Go to the line that contains "The picture is" and extract it along with every line after it, exactly, through the end of the data below.

Supplied data ▸

========================

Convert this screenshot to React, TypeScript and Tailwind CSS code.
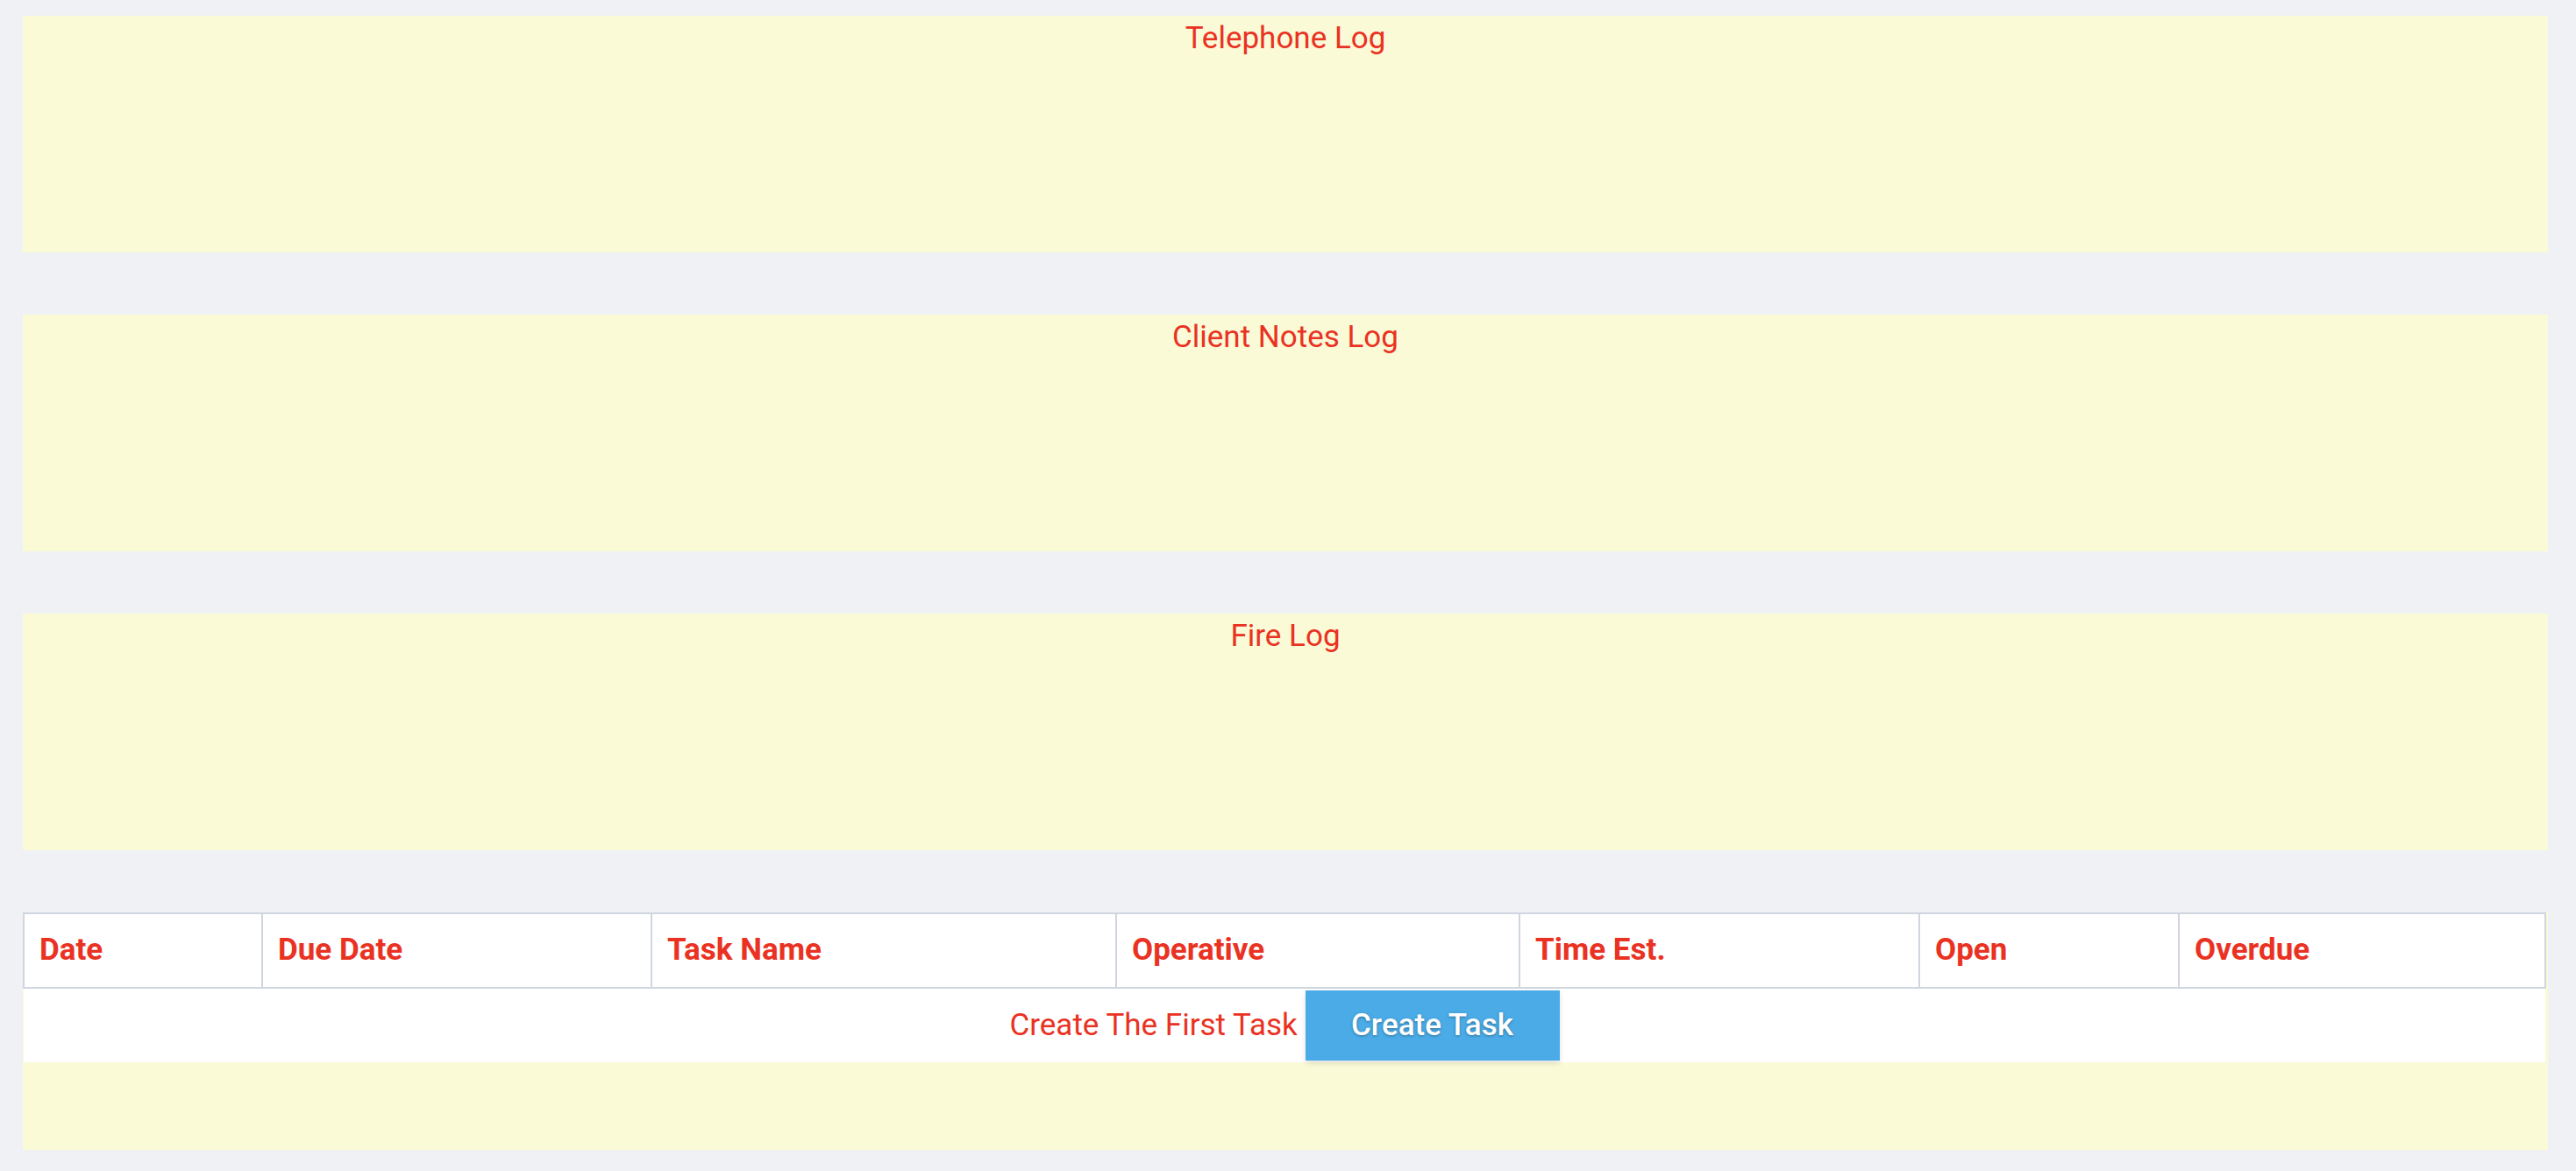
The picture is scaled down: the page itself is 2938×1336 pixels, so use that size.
import React from "react";

const columns: { label: string; w: string }[] = [
  { label: "Date", w: "w-[272px]" },
  { label: "Due Date", w: "w-[444px]" },
  { label: "Task Name", w: "w-[530px]" },
  { label: "Operative", w: "w-[460px]" },
  { label: "Time Est.", w: "w-[456px]" },
  { label: "Open", w: "w-[296px]" },
  { label: "Overdue", w: "" },
];

function LogPanel({ title }: { title: string }) {
  return (
    <div className="h-[270px] bg-[#fafad7] text-center text-[#ea3223] leading-[1.5] mb-[71px]">
      {title}
    </div>
  );
}

export default function App() {
  return (
    <div className="min-h-screen bg-[#f0f1f5] pt-[18px] pl-[26px] pr-[32px] pb-[24px] font-['Roboto',sans-serif] text-[35px] leading-[1.5]">
      <LogPanel title="Telephone Log" />
      <LogPanel title="Client Notes Log" />
      <LogPanel title="Fire Log" />
      <div className="bg-[#fafad7]">
        <table className="w-[calc(100%-2px)] border-collapse table-fixed">
          <thead>
            <tr className="bg-white">
              {columns.map((c) => (
                <th
                  key={c.label}
                  className={`${c.w} h-[85px] border-2 border-[#cfd6df] px-[17px] text-left font-bold text-[#ea3223]`}
                >
                  {c.label}
                </th>
              ))}
            </tr>
          </thead>
          <tbody>
            <tr className="bg-white">
              <td colSpan={7} className="py-[2px] text-center text-[#ea3223]">
                <span>Create The First Task</span>{" "}
                <button
                  type="button"
                  className="inline-block h-[80px] w-[290px] align-baseline bg-[#4aabe6] text-white font-medium leading-[80px] shadow-[0_3px_6px_rgba(0,0,0,0.12)] [text-shadow:0_1px_3px_rgba(0,0,0,0.35)]"
                >
                  Create Task
                </button>
              </td>
            </tr>
          </tbody>
        </table>
        <div className="h-[100px]" />
      </div>
    </div>
  );
}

========================

Answer to this task ▸
The picture is scaled down: the page itself is 2938×1336 pixels, so use that size.
import React from "react";

const columns: { label: string; w: string }[] = [
  { label: "Date", w: "w-[272px]" },
  { label: "Due Date", w: "w-[444px]" },
  { label: "Task Name", w: "w-[530px]" },
  { label: "Operative", w: "w-[460px]" },
  { label: "Time Est.", w: "w-[456px]" },
  { label: "Open", w: "w-[296px]" },
  { label: "Overdue", w: "" },
];

function LogPanel({ title }: { title: string }) {
  return (
    <div className="h-[270px] bg-[#fafad7] text-center text-[#ea3223] leading-[1.5] mb-[71px]">
      {title}
    </div>
  );
}

export default function App() {
  return (
    <div className="min-h-screen bg-[#f0f1f5] pt-[18px] pl-[26px] pr-[32px] pb-[24px] font-['Roboto',sans-serif] text-[35px] leading-[1.5]">
      <LogPanel title="Telephone Log" />
      <LogPanel title="Client Notes Log" />
      <LogPanel title="Fire Log" />
      <div className="bg-[#fafad7]">
        <table className="w-[calc(100%-2px)] border-collapse table-fixed">
          <thead>
            <tr className="bg-white">
              {columns.map((c) => (
                <th
                  key={c.label}
                  className={`${c.w} h-[85px] border-2 border-[#cfd6df] px-[17px] text-left font-bold text-[#ea3223]`}
                >
                  {c.label}
                </th>
              ))}
            </tr>
          </thead>
          <tbody>
            <tr className="bg-white">
              <td colSpan={7} className="py-[2px] text-center text-[#ea3223]">
                <span>Create The First Task</span>{" "}
                <button
                  type="button"
                  className="inline-block h-[80px] w-[290px] align-baseline bg-[#4aabe6] text-white font-medium leading-[80px] shadow-[0_3px_6px_rgba(0,0,0,0.12)] [text-shadow:0_1px_3px_rgba(0,0,0,0.35)]"
                >
                  Create Task
                </button>
              </td>
            </tr>
          </tbody>
        </table>
        <div className="h-[100px]" />
      </div>
    </div>
  );
}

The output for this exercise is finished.